Niente peli sulla lingua. Figuriamoci durante le trattative. “Quella più clamorosa è stata nel 2004, quando ero a Venezia e mi voleva la Reggina. C’era Dal Cin, che mi aveva fatto quattro anni di contratto, ma volevo andare via. Siccome avevo litigato con lui, ci eravamo ritrovati in tre in una stanza: io, il presidente e il figlio. Non ci guardavamo negli occhi: io dicevo al figlio di dire al padre che cosa volessi, e lui rispondeva di dire a me che cosa volesse lui. A un certo punto gli avevo detto di far sapere che pensassi che fosse una chiavica, lui disse di farmi sapere che ero il suo presidente. Alla fine mi prestarono alla Reggina, ma poi il Venezia fallì e mi trovai a trattare da solo il contratto”.

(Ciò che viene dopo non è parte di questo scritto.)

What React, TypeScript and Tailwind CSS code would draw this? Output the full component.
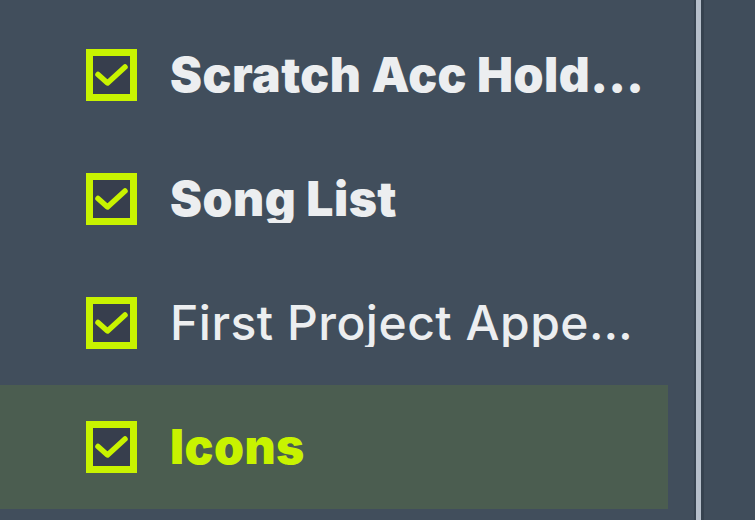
import { useState } from "react";

type Item = { id: number; name: string; bold: boolean };

const items: Item[] = [
  { id: 1, name: "Scratch Acc Holder Notes", bold: true },
  { id: 2, name: "Song List", bold: true },
  { id: 3, name: "First Project Appendix", bold: false },
  { id: 4, name: "Icons", bold: true },
];

function CheckBox() {
  return (
    <div className="w-[51px] h-[52px] shrink-0 border-[7px] border-[#c8f300] bg-[#373e4d] flex items-center justify-center">
      <svg width="37" height="38" viewBox="0 0 37 38" fill="none">
        <path
          d="M5 18.5 L14.5 27 L32 11"
          stroke="#c8f300"
          strokeWidth="5.5"
          strokeLinecap="round"
          strokeLinejoin="round"
        />
      </svg>
    </div>
  );
}

export default function App() {
  const [selected] = useState(4);

  return (
    <div
      className="w-[755px] h-[520px] flex bg-[#414e5c] overflow-hidden"
      style={{ fontFamily: "Inter, 'Noto Sans', sans-serif" }}
    >
      <div className="w-[694px] shrink-0 pt-[13px]">
        {items.map((it) => {
          const active = it.id === selected;
          return (
            <div
              key={it.id}
              className={
                active
                  ? "w-[668px] h-[124px] flex items-center pl-[86px] pr-[12px] bg-[#4b5d50]"
                  : "w-[668px] h-[124px] flex items-center pl-[86px] pr-[12px]"
              }
            >
              <CheckBox />
              <span
                className={
                  (it.bold ? "font-black " : "font-medium ") +
                  (active ? "text-[#c8f300] " : "text-[#eceef0] ") +
                  "ml-[33px] text-[48px] leading-none tracking-[0.5px] truncate"
                }
              >
                {it.name}
              </span>
            </div>
          );
        })}
      </div>
      <div className="w-[10px] shrink-0 flex">
        <div className="w-[2px] bg-[#36424f]" />
        <div className="w-[5px] bg-[#b6bfcb]" />
        <div className="w-[3px] bg-[#36424f]" />
      </div>
      <div className="flex-1 bg-[#404d5b]" />
    </div>
  );
}
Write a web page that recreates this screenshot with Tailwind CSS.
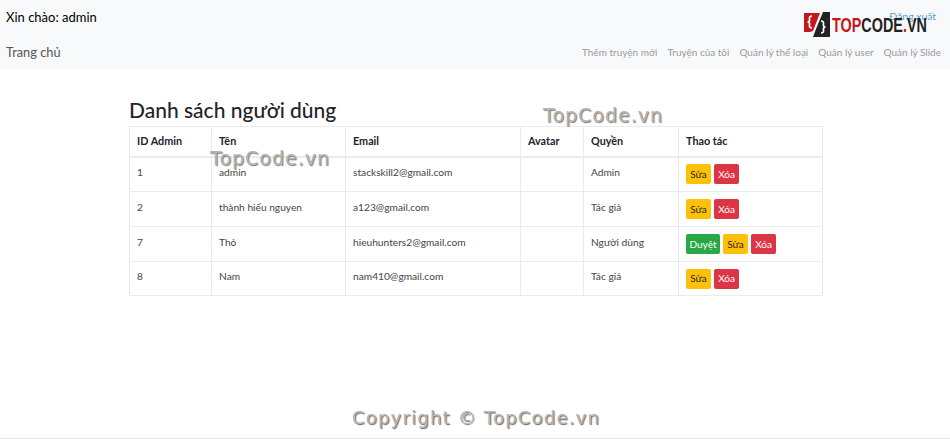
<!DOCTYPE html>
<html lang="en">
<head>
  <meta charset="UTF-8" />
  <title>Danh sách người dùng</title>
  <script src="https://cdn.jsdelivr.net/npm/@tailwindcss/browser@4"></script>
</head>
<body class="relative h-[439px] overflow-hidden bg-white font-['Lato','Noto_Sans',sans-serif] text-[#212529]">
  <!-- navbar -->
  <div class="h-[69px] bg-[#f8f9fa] px-[6px]">
    <div class="flex h-[36px] items-center justify-between">
      <span class="text-[13px] text-black">Xin chào: admin</span>
      <a class="mr-[8px] mt-[-2px] text-[10.4px] text-[#5a9fd0]">Đăng xuất</a>
    </div>
    <div class="flex h-[33px] items-center justify-between">
      <span class="text-[12.8px] text-[#555]">Trang chủ</span>
      <div class="mr-[3px] flex gap-[10px] text-[10px] text-[#9a9a9a]">
        <a>Thêm truyện mới</a>
        <a>Truyện của tôi</a>
        <a>Quản lý thể loại</a>
        <a>Quản lý user</a>
        <a>Quản lý Slide</a>
      </div>
    </div>
  </div>

  <!-- content -->
  <div class="ml-[129px] w-[694px]">
    <h2 class="mt-[26px] mb-[1px] h-[30px] text-[21px] leading-[30px] font-medium">Danh sách người dùng</h2>
    <table class="w-[693px] table-fixed border-collapse text-[10.2px] text-[#444]">
      <colgroup>
        <col class="w-[82px]" /><col class="w-[134px]" /><col class="w-[175px]" /><col class="w-[63px]" /><col class="w-[95px]" /><col class="w-[144px]" />
      </colgroup>
      <thead class="text-[10.8px] text-[#212529]">
        <tr class="h-[30px]">
          <th class="border border-b-2 border-[#e9ecef] pl-[7px] text-left font-bold">ID Admin</th>
          <th class="border border-b-2 border-[#e9ecef] pl-[7px] text-left font-bold">Tên</th>
          <th class="border border-b-2 border-[#e9ecef] pl-[7px] text-left font-bold">Email</th>
          <th class="border border-b-2 border-[#e9ecef] pl-[7px] text-left font-bold">Avatar</th>
          <th class="border border-b-2 border-[#e9ecef] pl-[7px] text-left font-bold">Quyền</th>
          <th class="border border-b-2 border-[#e9ecef] pl-[7px] text-left font-bold">Thao tác</th>
        </tr>
      </thead>
      <tbody>
        <tr class="h-[35px]">
          <td class="border border-[#e9ecef] pl-[7px] pb-[4px]">1</td>
          <td class="border border-[#e9ecef] pl-[7px] pb-[4px]">admin</td>
          <td class="border border-[#e9ecef] pl-[7px] pb-[4px]">stackskill2@gmail.com</td>
          <td class="border border-[#e9ecef] pl-[7px]"></td>
          <td class="border border-[#e9ecef] pl-[7px] pb-[4px]">Admin</td>
          <td class="border border-[#e9ecef] pl-[7px]">
            <div class="flex gap-[3px]">
              <span class="flex h-[20px] w-[25px] items-center justify-center rounded-[2px] bg-[#ffc107] text-[10px] text-[#212529]">Sửa</span>
              <span class="flex h-[20px] w-[25px] items-center justify-center rounded-[2px] bg-[#dc3545] text-[10px] text-white">Xóa</span>
            </div>
          </td>
        </tr>
        <tr class="h-[35px]">
          <td class="border border-[#e9ecef] pl-[7px] pb-[3px]">2</td>
          <td class="border border-[#e9ecef] pl-[7px] pb-[3px]">thành hiếu nguyen</td>
          <td class="border border-[#e9ecef] pl-[7px] pb-[3px]">a123@gmail.com</td>
          <td class="border border-[#e9ecef] pl-[7px]"></td>
          <td class="border border-[#e9ecef] pl-[7px] pb-[3px]">Tác giả</td>
          <td class="border border-[#e9ecef] pl-[7px]">
            <div class="flex gap-[3px]">
              <span class="flex h-[20px] w-[25px] items-center justify-center rounded-[2px] bg-[#ffc107] text-[10px] text-[#212529]">Sửa</span>
              <span class="flex h-[20px] w-[25px] items-center justify-center rounded-[2px] bg-[#dc3545] text-[10px] text-white">Xóa</span>
            </div>
          </td>
        </tr>
        <tr class="h-[35px]">
          <td class="border border-[#e9ecef] pl-[7px] pb-[3px]">7</td>
          <td class="border border-[#e9ecef] pl-[7px] pb-[3px]">Thỏ</td>
          <td class="border border-[#e9ecef] pl-[7px] pb-[3px]">hieuhunters2@gmail.com</td>
          <td class="border border-[#e9ecef] pl-[7px]"></td>
          <td class="border border-[#e9ecef] pl-[7px] pb-[3px]">Người dùng</td>
          <td class="border border-[#e9ecef] pl-[7px]">
            <div class="flex gap-[3px]">
              <span class="flex h-[20px] w-[34px] items-center justify-center rounded-[2px] bg-[#28a745] text-[10px] text-white">Duyệt</span>
              <span class="flex h-[20px] w-[25px] items-center justify-center rounded-[2px] bg-[#ffc107] text-[10px] text-[#212529]">Sửa</span>
              <span class="flex h-[20px] w-[25px] items-center justify-center rounded-[2px] bg-[#dc3545] text-[10px] text-white">Xóa</span>
            </div>
          </td>
        </tr>
        <tr class="h-[34px]">
          <td class="border border-[#e9ecef] pl-[7px] pb-[3px]">8</td>
          <td class="border border-[#e9ecef] pl-[7px] pb-[3px]">Nam</td>
          <td class="border border-[#e9ecef] pl-[7px] pb-[3px]">nam410@gmail.com</td>
          <td class="border border-[#e9ecef] pl-[7px]"></td>
          <td class="border border-[#e9ecef] pl-[7px] pb-[3px]">Tác giả</td>
          <td class="border border-[#e9ecef] pl-[7px]">
            <div class="flex gap-[3px]">
              <span class="flex h-[20px] w-[25px] items-center justify-center rounded-[2px] bg-[#ffc107] text-[10px] text-[#212529]">Sửa</span>
              <span class="flex h-[20px] w-[25px] items-center justify-center rounded-[2px] bg-[#dc3545] text-[10px] text-white">Xóa</span>
            </div>
          </td>
        </tr>
      </tbody>
    </table>
  </div>

  <!-- watermarks lying over the page -->
  <div class="absolute left-[804px] top-[12px] flex items-center">
    <svg width="26" height="25" viewBox="0 0 26 25">
      <path d="M0 1 H16 L9 19 L6 20 H0 Z" fill="#c8171c" />
      <path d="M19 0 H26 V25 H9 L12 17 Z" fill="#222" />
      <path d="M8 4 Q5 4 5.5 7 Q6 10 3.5 10 Q6 10 5.5 13 Q5 16 8 16" fill="none" stroke="#fff" stroke-width="1.7" />
      <path d="M17 9 Q20 9 19.5 12 Q19 15 21.5 15 Q19 15 19.5 18 Q20 21 17 21" fill="none" stroke="#fff" stroke-width="1.7" />
    </svg>
    <span class="ml-[2px] inline-block origin-left scale-x-[.72] font-['Liberation_Sans',sans-serif] text-[20px] leading-none font-bold"><span class="text-[#c8171c]">TOP</span><span class="text-[#222]">CODE</span><span class="text-[#c8171c]">.</span><span class="text-[#222]">VN</span></span>
  </div>
  <div class="absolute left-[210px] top-[147px] font-['DejaVu_Sans',sans-serif] text-[19px] leading-[22px] tracking-[1px] text-[#b5b5b5] [text-shadow:1px_1px_1px_#777]">TopCode.vn</div>
  <div class="absolute left-[543px] top-[104px] font-['DejaVu_Sans',sans-serif] text-[19px] leading-[22px] tracking-[1px] text-[#b5b5b5] [text-shadow:1px_1px_1px_#777]">TopCode.vn</div>
  <div class="absolute left-[352px] top-[407px] font-['DejaVu_Sans',sans-serif] text-[18px] leading-[22px] tracking-[1.2px] text-[#b5b5b5] [text-shadow:1px_1px_1px_#666]">Copyright © TopCode.vn</div>
  <div class="absolute bottom-0 left-0 h-px w-full bg-[#e5e5e5]"></div>
</body>
</html>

Un altro aneddoto, l’Avellino. “Antonio Sibilia era sempre stato un’istituzione. Nel ‘96 ero alla Fermana, ma dopo pochi mesi chiesi la cessione. E si era fatto avanti lui, con quel vocione che faceva paura. La trattativa fu davvero particolare”. Perché? “Intanto, perché stava per saltare. Nella sede dell’Avellino c’erano dieci persone ad aspettarmi. Troppe. Avevo detto al presidente che avrei dovuto parlare solo con una persona, per evitare confusione e fraintendimenti. Le mie cose dovevano essere mie, non per conto di altri. Lui aveva fatto uscire tutti e mentre parlavamo di cifre aveva voluto aggiungermi dal nulla 20 milioni di lire di stipendio. Qualche settimana dopo, nello spogliatoio, ad alta voce mi aveva detto: ‘Ti ho dato soldi in più perché devi fare la differenza’. In molti dei miei compagni avevano paura di lui, io lo vedevo più come un nonno burbero. Comunque alla fine ci siamo salvati in C1: era stata un’ottima stagione per me”.

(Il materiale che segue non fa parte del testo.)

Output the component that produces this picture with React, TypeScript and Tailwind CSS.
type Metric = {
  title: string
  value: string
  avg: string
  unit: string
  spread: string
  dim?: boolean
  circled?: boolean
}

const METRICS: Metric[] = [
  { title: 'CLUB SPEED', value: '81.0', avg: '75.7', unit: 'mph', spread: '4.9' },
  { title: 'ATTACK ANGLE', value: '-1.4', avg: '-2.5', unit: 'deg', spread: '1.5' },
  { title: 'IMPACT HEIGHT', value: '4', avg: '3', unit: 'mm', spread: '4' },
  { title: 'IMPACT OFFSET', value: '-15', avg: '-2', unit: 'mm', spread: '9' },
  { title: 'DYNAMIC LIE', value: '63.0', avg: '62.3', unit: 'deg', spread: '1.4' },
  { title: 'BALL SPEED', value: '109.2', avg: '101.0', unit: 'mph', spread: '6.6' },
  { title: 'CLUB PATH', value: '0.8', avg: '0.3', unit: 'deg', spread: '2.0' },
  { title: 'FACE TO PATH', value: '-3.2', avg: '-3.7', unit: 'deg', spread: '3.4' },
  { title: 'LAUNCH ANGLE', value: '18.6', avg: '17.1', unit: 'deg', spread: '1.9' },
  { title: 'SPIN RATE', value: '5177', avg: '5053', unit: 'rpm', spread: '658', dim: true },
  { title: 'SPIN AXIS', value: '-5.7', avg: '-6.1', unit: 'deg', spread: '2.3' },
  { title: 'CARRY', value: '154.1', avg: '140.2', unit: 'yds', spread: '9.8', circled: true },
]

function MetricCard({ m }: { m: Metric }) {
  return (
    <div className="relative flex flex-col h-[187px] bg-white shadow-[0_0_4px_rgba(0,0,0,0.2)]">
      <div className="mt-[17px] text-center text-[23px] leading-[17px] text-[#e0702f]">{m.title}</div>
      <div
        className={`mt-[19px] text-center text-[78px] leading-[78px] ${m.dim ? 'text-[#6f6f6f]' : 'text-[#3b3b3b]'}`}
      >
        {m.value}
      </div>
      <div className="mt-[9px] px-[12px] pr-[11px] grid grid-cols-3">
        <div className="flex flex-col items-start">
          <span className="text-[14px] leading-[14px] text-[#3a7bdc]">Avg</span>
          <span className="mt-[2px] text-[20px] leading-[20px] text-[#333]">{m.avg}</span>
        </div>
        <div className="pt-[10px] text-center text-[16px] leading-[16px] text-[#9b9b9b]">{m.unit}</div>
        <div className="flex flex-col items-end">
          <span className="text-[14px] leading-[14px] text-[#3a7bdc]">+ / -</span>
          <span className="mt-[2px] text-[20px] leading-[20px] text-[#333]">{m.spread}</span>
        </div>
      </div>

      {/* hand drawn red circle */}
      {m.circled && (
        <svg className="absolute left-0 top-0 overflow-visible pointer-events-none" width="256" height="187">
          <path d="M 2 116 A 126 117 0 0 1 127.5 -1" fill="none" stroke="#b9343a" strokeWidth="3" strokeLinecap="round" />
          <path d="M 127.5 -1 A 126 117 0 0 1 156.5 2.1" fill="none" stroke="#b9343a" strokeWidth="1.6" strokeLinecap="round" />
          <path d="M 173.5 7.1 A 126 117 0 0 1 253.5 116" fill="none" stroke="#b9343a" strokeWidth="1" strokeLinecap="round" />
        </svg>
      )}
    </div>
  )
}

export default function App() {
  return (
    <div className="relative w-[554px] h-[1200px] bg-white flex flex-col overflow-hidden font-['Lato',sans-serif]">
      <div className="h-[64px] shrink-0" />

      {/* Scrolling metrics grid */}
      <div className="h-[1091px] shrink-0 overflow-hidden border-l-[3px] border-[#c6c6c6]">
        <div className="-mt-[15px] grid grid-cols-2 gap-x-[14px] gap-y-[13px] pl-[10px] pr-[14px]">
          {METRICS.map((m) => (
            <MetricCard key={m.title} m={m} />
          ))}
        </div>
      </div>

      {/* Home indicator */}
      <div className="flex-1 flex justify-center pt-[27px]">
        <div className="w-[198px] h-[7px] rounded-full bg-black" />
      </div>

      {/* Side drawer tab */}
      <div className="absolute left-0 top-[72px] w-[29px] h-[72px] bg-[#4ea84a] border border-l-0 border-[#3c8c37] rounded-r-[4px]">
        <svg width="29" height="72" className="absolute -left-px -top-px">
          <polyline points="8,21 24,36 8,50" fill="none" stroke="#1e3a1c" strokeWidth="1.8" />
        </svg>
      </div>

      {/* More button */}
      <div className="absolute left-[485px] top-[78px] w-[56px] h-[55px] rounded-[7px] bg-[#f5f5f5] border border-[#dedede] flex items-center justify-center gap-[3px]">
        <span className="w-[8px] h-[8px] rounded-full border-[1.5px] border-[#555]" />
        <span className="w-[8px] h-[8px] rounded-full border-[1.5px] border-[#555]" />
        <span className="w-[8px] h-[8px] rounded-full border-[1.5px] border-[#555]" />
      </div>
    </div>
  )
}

Una sola stagione in Serie A, con la Salernitana. Forse troppo poco. “Sì, ma non mi lamento. Alla fine farne due o tre in più non mi avrebbe cambiato la vita. A un certo punto, quando ero al Genoa, sarei potuto andare alla Roma: ma siccome ero testardo, avevo giocato per tre mesi con una spalla rotta e alla fine non ero pronto. Sono sforzi per cui non vale nemmeno la pena: ai tifosi non interessa quanto un giocatore stringa i denti, vogliono la prestazione. Giustamente. E pure qualche anno dopo, avrei potuto fare la Serie A con il Lecce, ma alla fine non se n’è fatto nulla perché la Reggina non aveva voluto. E siccome mi aveva fatto perdere la Serie A, per ripicca sono andato al Cosenza”.

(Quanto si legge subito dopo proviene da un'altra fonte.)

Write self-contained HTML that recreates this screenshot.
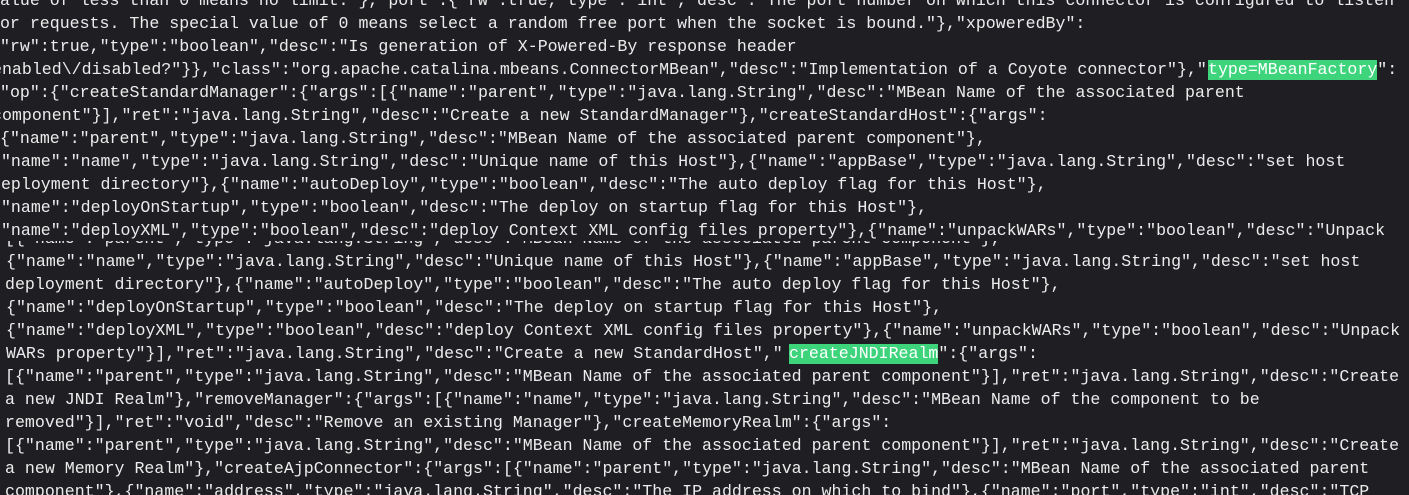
<!DOCTYPE html>
<html><head><meta charset="utf-8"><style>
html,body{margin:0;padding:0;background:#1f1f23;}
body{width:1409px;height:495px;overflow:hidden;position:relative;}
.p{position:absolute;left:0;width:1409px;overflow:hidden;background:#1f1f23;}
.l{position:absolute;white-space:pre;font-family:"Liberation Mono","Noto Sans CJK SC",monospace;font-size:16.6px;line-height:23px;height:23px;color:#ececec;}
.h{background:#3dd47c;color:#fff;display:inline-block;line-height:20px;height:20px;}
</style></head><body>
<div class="p" style="top:0;height:241px;">
<div class="l" style="top:-11.5px;left:-10px">value of less than 0 means no limit."},"port":{"rw":true,"type":"int","desc":"The port number on which this connector is configured to listen</div>
<div class="l" style="top:11.5px;left:-10px">for requests. The special value of 0 means select a random free port when the socket is bound."},"xpoweredBy":</div>
<div class="l" style="top:34.5px;left:0">"rw":true,"type":"boolean","desc":"Is generation of X-Powered-By response header</div>
<div class="l" style="top:57.5px;left:-8px">enabled\/disabled?"}},"class":"org.apache.catalina.mbeans.ConnectorMBean","desc":"Implementation of a Coyote connector"},"</div>
<div class="l" style="top:57.5px;left:1208px"><span class="h">type=MBeanFactory</span>":</div>
<div class="l" style="top:80.5px;left:0">"op":{"createStandardManager":{"args":[{"name":"parent","type":"java.lang.String","desc":"MBean Name of the associated parent</div>
<div class="l" style="top:103.5px;left:-8px">component"}],"ret":"java.lang.String","desc":"Create a new StandardManager"},"createStandardHost":{"args":</div>
<div class="l" style="top:126.5px;left:0">{"name":"parent","type":"java.lang.String","desc":"MBean Name of the associated parent component"},</div>
<div class="l" style="top:149.5px;left:-9px">{"name":"name","type":"java.lang.String","desc":"Unique name of this Host"},{"name":"appBase","type":"java.lang.String","desc":"set host</div>
<div class="l" style="top:172.5px;left:-9px">deployment directory"},{"name":"autoDeploy","type":"boolean","desc":"The auto deploy flag for this Host"},</div>
<div class="l" style="top:195.5px;left:-9px">{"name":"deployOnStartup","type":"boolean","desc":"The deploy on startup flag for this Host"},</div>
<div class="l" style="top:218.5px;left:-9px">{"name":"deployXML","type":"boolean","desc":"deploy Context XML config files property"},{"name":"unpackWARs","type":"boolean","desc":"Unpack</div>
</div>
<div class="p" style="top:241px;height:254px;">
<div class="l" style="top:-14.5px;left:5px">[{"name":"parent","type":"java.lang.String","desc":"MBean Name of the associated parent component"},</div>
<div class="l" style="top:8.5px;left:6px">{"name":"name","type":"java.lang.String","desc":"Unique name of this Host"},{"name":"appBase","type":"java.lang.String","desc":"set host</div>
<div class="l" style="top:31.5px;left:5px">deployment directory"},{"name":"autoDeploy","type":"boolean","desc":"The auto deploy flag for this Host"},</div>
<div class="l" style="top:54.5px;left:6px">{"name":"deployOnStartup","type":"boolean","desc":"The deploy on startup flag for this Host"},</div>
<div class="l" style="top:77.5px;left:6px">{"name":"deployXML","type":"boolean","desc":"deploy Context XML config files property"},{"name":"unpackWARs","type":"boolean","desc":"Unpack</div>
<div class="l" style="top:100.5px;left:6px">WARs property"}],"ret":"java.lang.String","desc":"Create a new StandardHost","</div>
<div class="l" style="top:100.5px;left:789px"><span class="h">createJNDIRealm</span>":{"args":</div>
<div class="l" style="top:123.5px;left:5px">[{"name":"parent","type":"java.lang.String","desc":"MBean Name of the associated parent component"}],"ret":"java.lang.String","desc":"Create</div>
<div class="l" style="top:146.5px;left:5px">a new JNDI Realm"},"removeManager":{"args":[{"name":"name","type":"java.lang.String","desc":"MBean Name of the component to be</div>
<div class="l" style="top:169.5px;left:5px">removed"}],"ret":"void","desc":"Remove an existing Manager"},"createMemoryRealm":{"args":</div>
<div class="l" style="top:192.5px;left:5px">[{"name":"parent","type":"java.lang.String","desc":"MBean Name of the associated parent component"}],"ret":"java.lang.String","desc":"Create</div>
<div class="l" style="top:215.5px;left:5px">a new Memory Realm"},"createAjpConnector":{"args":[{"name":"parent","type":"java.lang.String","desc":"MBean Name of the associated parent</div>
<div class="l" style="top:238.5px;left:5px">component"},{"name":"address","type":"java.lang.String","desc":"The IP address on which to bind"},{"name":"port","type":"int","desc":"TCP</div>
</div>
</body></html>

Storie di campo e calciomercato. Storie di cuore. Adesso, Soviero ha aperto una scuola calcio in Argentina e gestisce un maneggio per cavalli da morfologia: quelli di pedigree, che vengono esibiti alle mostre. “Mi hanno detto in tanti di darmi all’ippica”. Ride. Senza parolacce o urla. È un fenomeno social anche così.